Netanyahu's Economic Reform Outshines Bank of Israel

While the PM moves Israel forward, Fischer's plans will not only fail, it will only further weaken the dollar.

Both Bank of Israel Governor Stanley Fischer and Prime Minister Benjamin Netanyahu sprang surprises yesterday. Fischer's was his announcement that he would step up intervention in the foreign currency market to stop the dollar's slide against the shekel. Netanyahu's was the passage of his Israel Lands Administration reform by an impressive majority.

Netanyahu thus regained some of his lost status as a leader and reformer, and he deserves full credit: This reform will propel the economy and reduce unemployment.

Fischer, in contrast, is trying to do the impossible. He announced that the central bank would not only continue buying $100 million a day, but would buy even more, hundreds of millions of dollars, on days when the market, in his view, "isn't functioning properly." In effect, he is trying to control the exchange rate.

But that is something no Western central bank has ever managed to do. Only in communist China is it possible. Therefore, he will fail, just as he has failed to prop up the dollar to date, and just as he failed in his efforts to intervene in the bond market to lower long-term interest rates.

The problem is that Fischer will not merely fail; he will actually cause the dollar to weaken further - the exact opposite of his goal.

The dollar did rise after yesterday's announcement, but this is temporary because Fischer's policy is not sustainable over the long run. Israel's foreign currency reserves are already too high, over $50 billion, and maintaining these reserves is expensive. Moreover, buying dollars means printing huge quantities of shekels, which will spur inflation.
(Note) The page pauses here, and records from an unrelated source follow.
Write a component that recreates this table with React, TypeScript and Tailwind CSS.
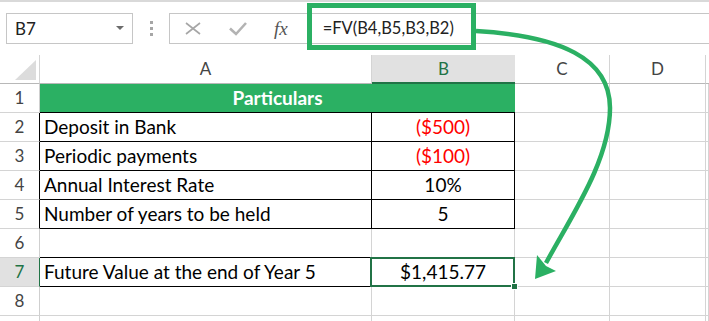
import React from 'react';

// Worksheet: FV example with formula bar and a callout arrow
const font = "font-['Lato','Liberation_Sans',sans-serif]";

const GREEN = '#2bb063';

type DataRow = { n: number; label: string; value: string; red?: boolean };

const dataRows: DataRow[] = [
  { n: 2, label: 'Deposit in Bank', value: '($500)', red: true },
  { n: 3, label: 'Periodic payments', value: '($100)', red: true },
  { n: 4, label: 'Annual Interest Rate', value: '10%' },
  { n: 5, label: 'Number of years to be held', value: '5' },
];

function RowHead({ n, edge = 'border-r-[#cfcfcf]', active = false }: { n?: number; edge?: string; active?: boolean }) {
  return (
    <div
      className={`flex items-center justify-center border-r border-b border-b-[#d4d4d4] text-[17px] ${edge} ${
        active ? 'bg-[#e1e1e1] text-[#217346]' : 'text-[#444]'
      }`}
    >
      {n}
    </div>
  );
}

function Blank() {
  return <div className="border-r border-b border-[#d4d4d4]" />;
}

function Toolbar() {
  return (
    <div className="relative h-[55px] border-t-2 border-[#d9d9d9] bg-white">
      <div className="flex items-start pt-[11px]">
        {/* Name box */}
        <div className="ml-[6px] flex h-[31px] w-[127px] items-center justify-between border border-[#c6c6c6] pl-[8px] pr-[8px]">
          <span className="text-[17px] text-[#222]">B7</span>
          <svg width="8" height="5" viewBox="0 0 8 5">
            <polygon points="0,0 8,0 4,4" fill="#6b6b6b" />
          </svg>
        </div>

        {/* Grip dots */}
        <div className="ml-[17px] mt-[8px] flex flex-col gap-[3px]">
          <div className="h-[3px] w-[3px] bg-[#a6a6a6]" />
          <div className="h-[3px] w-[3px] bg-[#a6a6a6]" />
          <div className="h-[3px] w-[3px] bg-[#a6a6a6]" />
        </div>

        {/* Formula bar */}
        <div className="ml-[16px] flex h-[31px] flex-1 items-center border border-r-0 border-[#c6c6c6]">
          <svg width="16" height="13" viewBox="0 0 16 13" className="ml-[15px]">
            <path d="M1 1 L15 12 M15 1 L1 12" stroke="#a6a6a6" strokeWidth="1.6" />
          </svg>
          <svg width="18" height="14" viewBox="0 0 18 14" className="ml-[28px]">
            <path d="M1 6.5 L7 12 L17 1" stroke="#b3b3b3" strokeWidth="2.6" fill="none" />
          </svg>
          <span className="ml-[27px] font-['Liberation_Serif',serif] text-[19px] italic leading-none text-[#555]">
            fx
          </span>
          <span className="ml-[35px] text-[16.5px] text-[#222]">=FV(B4,B5,B3,B2)</span>
        </div>
      </div>

      {/* Highlight around the formula */}
      <div className="absolute left-[307px] top-[1px] h-[47px] w-[169px] border-[5px] border-[#2bb063]" />
    </div>
  );
}

export default function App() {
  return (
    <div className={`relative h-[321px] w-[709px] overflow-hidden bg-white ${font}`}>
      <Toolbar />

      <div className="grid grid-cols-[40px_332px_143px_95px_96px_1fr] auto-rows-[29px]">
        {/* Column headers */}
        <div className="relative border-r border-r-[#d4d4d4] border-b border-b-[#b8b8b8]">
          <svg width="22" height="21" viewBox="0 0 22 21" className="absolute left-[15px] top-[5px]">
            <polygon points="21,0 21,20 0,20" fill="#dcdcdc" />
          </svg>
        </div>
        <div className="flex items-center justify-center border-r border-r-[#d4d4d4] border-b border-b-[#b8b8b8] text-[17px] text-[#444]">
          A
        </div>
        <div className="flex items-center justify-center border-b-2 border-[#217346] bg-[#e1e1e1] text-[17px] text-[#217346]">
          B
        </div>
        <div className="flex items-center justify-center border-r border-r-[#d4d4d4] border-b border-b-[#b8b8b8] text-[17px] text-[#444]">
          C
        </div>
        <div className="flex items-center justify-center border-r border-r-[#d4d4d4] border-b border-b-[#b8b8b8] text-[17px] text-[#444]">
          D
        </div>
        <div className="border-b border-b-[#b8b8b8]" />

        {/* Row 1: merged title */}
        <RowHead n={1} />
        <div
          className="col-span-2 flex items-center justify-center border-b border-black text-[19px] font-bold text-white"
          style={{ backgroundColor: GREEN }}
        >
          Particulars
        </div>
        <Blank />
        <Blank />
        <Blank />

        {/* Rows 2-5 */}
        {dataRows.map((r) => (
          <React.Fragment key={r.n}>
            <RowHead n={r.n} edge="border-r-black" />
            <div className="flex items-center border-r border-b border-black pl-[4px] text-[19px] text-black">
              {r.label}
            </div>
            <div
              className={`flex items-center justify-center border-r border-b border-black text-[19px] ${
                r.red ? 'text-[#ff0000]' : 'text-black'
              }`}
            >
              {r.value}
            </div>
            <Blank />
            <Blank />
            <Blank />
          </React.Fragment>
        ))}

        {/* Row 6 */}
        <RowHead n={6} />
        <div className="border-r border-r-[#d4d4d4] border-b border-b-black" />
        <Blank />
        <Blank />
        <Blank />
        <Blank />

        {/* Row 7: result */}
        <RowHead n={7} edge="border-r-[#217346]" active />
        <div className="flex items-center border-b border-black pl-[4px] text-[19px] text-black">
          Future Value at the end of Year 5
        </div>
        <div className="relative flex items-center justify-center border-r border-b border-[#d4d4d4] text-[19px] text-black">
          $1,415.77
          <div className="absolute -left-[2px] -top-[1px] -right-[1px] -bottom-[1px] border-2 border-[#217346]" />
          <div className="absolute -right-[4px] -bottom-[4px] h-[7px] w-[7px] border border-white bg-[#217346]" />
        </div>
        <Blank />
        <Blank />
        <Blank />

        {/* Row 8 */}
        <RowHead n={8} />
        <Blank />
        <Blank />
        <Blank />
        <Blank />
        <Blank />

        {/* Partial row below the fold */}
        <RowHead />
        <Blank />
        <Blank />
        <Blank />
        <Blank />
        <Blank />
      </div>

      {/* Callout arrow from the formula to the result */}
      <svg
        className="pointer-events-none absolute left-0 top-0"
        width="709"
        height="321"
        viewBox="0 0 709 321"
      >
        <path
          d="M476 31 C 560 36, 610 58, 610 108 C 610 160, 572 215, 546 263"
          stroke={GREEN}
          strokeWidth="4.5"
          fill="none"
        />
        <polygon points="535,279 537,255 546,266 556,271" fill={GREEN} />
      </svg>
    </div>
  );
}
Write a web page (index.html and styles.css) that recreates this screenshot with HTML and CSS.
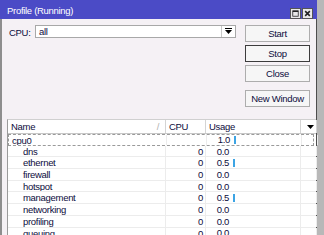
FILE: index.html
```html
<!DOCTYPE html>
<html lang="en">
<head>
    <meta charset="UTF-8">
    <title>Profile (Running)</title>
    <link rel="stylesheet" href="styles.css">
</head>
<body>
    <div class="window">
        <div class="titlebar">
            <span class="title">Profile (Running)</span>
            <div class="title-btns">
                <span class="tbtn"><svg width="9" height="9" viewBox="0 0 9 9"><rect x="1" y="1" width="7" height="7" fill="none" stroke="#222" stroke-width="1"/><line x1="1" y1="1.8" x2="8" y2="1.8" stroke="#222" stroke-width="1.5"/></svg></span>
                <span class="tbtn"><svg width="9" height="9" viewBox="0 0 9 9"><path d="M1.5 1.5 L7.5 7.5 M7.5 1.5 L1.5 7.5" stroke="#222" stroke-width="2"/></svg></span>
            </div>
        </div>

        <div class="content">
            <div class="top">
                <div class="cpu-row">
                    <label>CPU:</label>
                    <div class="select">
                        <span class="select-value">all</span>
                        <span class="select-btn"><svg width="7" height="7" viewBox="0 0 7 7"><rect x="0" y="0" width="7" height="1" fill="#000"/><path d="M0 2 L7 2 L3.5 6 Z" fill="#000"/></svg></span>
                    </div>
                </div>
                <div class="buttons">
                    <button class="btn">Start</button>
                    <button class="btn focused">Stop</button>
                    <button class="btn">Close</button>
                    <button class="btn spaced">New Window</button>
                </div>
            </div>

            <!-- profile list -->
            <div class="table">
                <div class="row head">
                    <div class="cell name">Name<span class="sort">/</span></div>
                    <div class="cell">CPU</div>
                    <div class="cell">Usage</div>
                    <div class="cell menu"><svg width="7" height="4" viewBox="0 0 7 4"><path d="M0 0 L7 0 L3.5 4 Z" fill="#000"/></svg></div>
                </div>
                <div class="row selected">
                    <div class="cell name">cpu0</div>
                    <div class="cell num"></div>
                    <div class="cell usage"><span class="val">1.0</span><span class="bar"></span></div>
                    <div class="cell"></div>
                </div>
                <div class="row">
                    <div class="cell name child">dns</div>
                    <div class="cell num">0</div>
                    <div class="cell usage"><span class="val">0.0</span></div>
                    <div class="cell"></div>
                </div>
                <div class="row">
                    <div class="cell name child">ethernet</div>
                    <div class="cell num">0</div>
                    <div class="cell usage"><span class="val">0.5</span><span class="bar"></span></div>
                    <div class="cell"></div>
                </div>
                <div class="row">
                    <div class="cell name child">firewall</div>
                    <div class="cell num">0</div>
                    <div class="cell usage"><span class="val">0.0</span></div>
                    <div class="cell"></div>
                </div>
                <div class="row">
                    <div class="cell name child">hotspot</div>
                    <div class="cell num">0</div>
                    <div class="cell usage"><span class="val">0.0</span></div>
                    <div class="cell"></div>
                </div>
                <div class="row">
                    <div class="cell name child">management</div>
                    <div class="cell num">0</div>
                    <div class="cell usage"><span class="val">0.5</span><span class="bar"></span></div>
                    <div class="cell"></div>
                </div>
                <div class="row">
                    <div class="cell name child">networking</div>
                    <div class="cell num">0</div>
                    <div class="cell usage"><span class="val">0.0</span></div>
                    <div class="cell"></div>
                </div>
                <div class="row">
                    <div class="cell name child">profiling</div>
                    <div class="cell num">0</div>
                    <div class="cell usage"><span class="val">0.0</span></div>
                    <div class="cell"></div>
                </div>
                <div class="row">
                    <div class="cell name child">queuing</div>
                    <div class="cell num">0</div>
                    <div class="cell usage"><span class="val">0.0</span></div>
                    <div class="cell"></div>
                </div>
            </div>
        </div>
    </div>
</body>
</html>
```

FILE: styles.css
```css
/* Winbox style profile window */
body { margin: 0; background: #b8b8b8; font-family: "Liberation Sans", Arial, sans-serif; font-size: 9.5px; letter-spacing: -0.3px; color: #0c0c3c; overflow: hidden; height: 235px; }
.window { width: 317px; height: 235px; display: flex; flex-direction: column; }
.titlebar { height: 21px; background: #4b4bc6; color: #fff; display: flex; justify-content: space-between; padding: 0 0 0 7px; box-sizing: border-box; }
.title { padding-top: 5px; }
.title-btns { display: flex; gap: 1px; padding: 8px 4px 0 0; }
.tbtn { width: 11px; height: 11px; background: #e8e8e8; border: 1px solid #555; box-sizing: border-box; display: flex; align-items: center; justify-content: center; }
.tbtn svg { width: 7px; height: 7px; }
.content { flex: 1; background: #f5f1f5; border-left: 2px solid #8e8e8e; border-right: 1px solid #4e4e4e; }
.top { display: flex; padding: 6px 6px 0 7px; }
.cpu-row { display: flex; align-items: flex-start; }
.cpu-row label { width: 26px; padding-top: 2px; }
.select { width: 201px; height: 13px; background: #fff; border: 1px solid #a8a8a8; box-sizing: border-box; display: flex; justify-content: space-between; }
.select-value { padding: 0 0 0 3px; line-height: 11px; }
.select-btn { width: 13px; border-left: 1px solid #c8c8c8; display: flex; align-items: center; justify-content: center; }
.buttons { margin-left: auto; width: 65px; display: flex; flex-direction: column; gap: 3px; }
.btn { height: 17px; padding: 0; background: #f6f6f6; border: 1px solid #adadad; font: inherit; color: inherit; letter-spacing: inherit; }
.btn.focused { border-color: #3c3c3c; }
.btn.spaced { margin-top: 5px; }
.table { margin: 12px 0 0 5px; background: #fff; border-left: 1px solid #9a9a9a; border-top: 1px solid #d0d0d0; }
.row { display: grid; grid-template-columns: 158px 40px 95px 16px; height: 11.7px; line-height: 11px; border-bottom: 1px solid #ececec; box-sizing: border-box; }
.row.head { height: 14px; line-height: 13px; border-bottom: 1px solid #c8c8c8; }
.row.head .cell { border-right: 1px solid #d4d4d4; padding-left: 3px; }
.row.selected { border: 1px dashed #9a9a9a; margin-right: 2px; }
.cell { border-right: 1px solid #ececec; box-sizing: border-box; overflow: hidden; white-space: nowrap; position: relative; }
.cell.name { padding-left: 3px; }
.cell.child { padding-left: 15px; }
.sort { position: absolute; right: 6px; top: 0; color: #b0b0b0; }
.cell.menu { display: flex; align-items: center; justify-content: center; border-right: none; }
.cell.num { text-align: right; padding-right: 2px; }
.cell.usage { display: flex; align-items: center; }
.val { width: 23px; text-align: right; }
.bar { width: 2px; height: 8px; background: #3ca4e4; margin-left: 4px; }
```
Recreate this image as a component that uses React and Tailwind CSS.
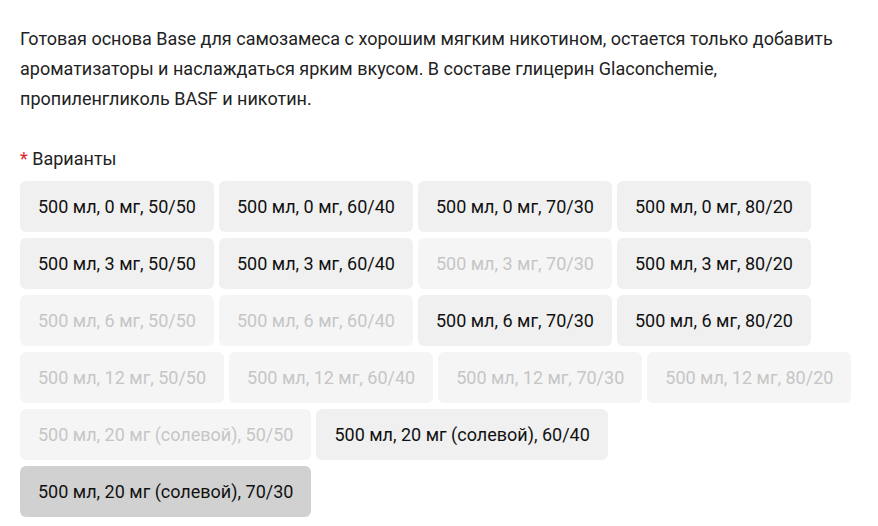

And since Fischer's main goal is to keep inflation low, he will soon have to stop intervening in the foreign currency market - at which point the dollar will sink like a stone. Thus all the traders and money managers are preparing for this day by selling dollars like crazy while the artificially high exchange rate lasts. These sales will send the dollar downward, turning the traders' expectations into a self-fulfilling prophecy.

The ILA reform, which allows 4 percent of state-owned lands to be sold instead of leased, is a very different kettle of fish. Critics say it will hurt the weak, enable wealthy contractors to take over state lands and send apartment prices soaring. But these claims are all lies.

What is so terrible about allowing 700,000 homeowners to own the land on which their houses sit? What is wrong with allowing Mrs. Cohen to enclose a balcony without having to pay an influence peddler to get her a permit from the ILA? What is wrong with allowing Mr. Levy to sell his apartment without wading through the ILA's bureaucratic minefield and paying the hefty sums needed to maintain its legions of superfluous employees?

Indeed, an objective study by an Israeli institute for economic planning revealed this week that Israeli housing prices are 60 percent higher than they should be due to the ILA's failure to market sufficient quantities of land.

The ILA is the king of Israeli bureaucracy, the last dinosaur. Israel is the only country in the world where the government still owns 93 percent of the land. So now the ILA will own only 89 percent. And the earth is shaking over that?

The reform also transfers responsibility for planning to the local authorities, which will speed the planning process and thereby spur the economy.

Contractors will not control the land; they will want to sell as many apartments as quickly as possible. Moreover, their purchasing power is limited. Nor will any Saudi prince buy up the land; he knows the law would enable it to be confiscated from him at any moment. The reform will have one consequence and one only: It will lower the price of land, and hence the price of housing.

If we lived in a normal country, "social welfare" organizations would be the first to support such a reform. But populism is always stronger than mere facts.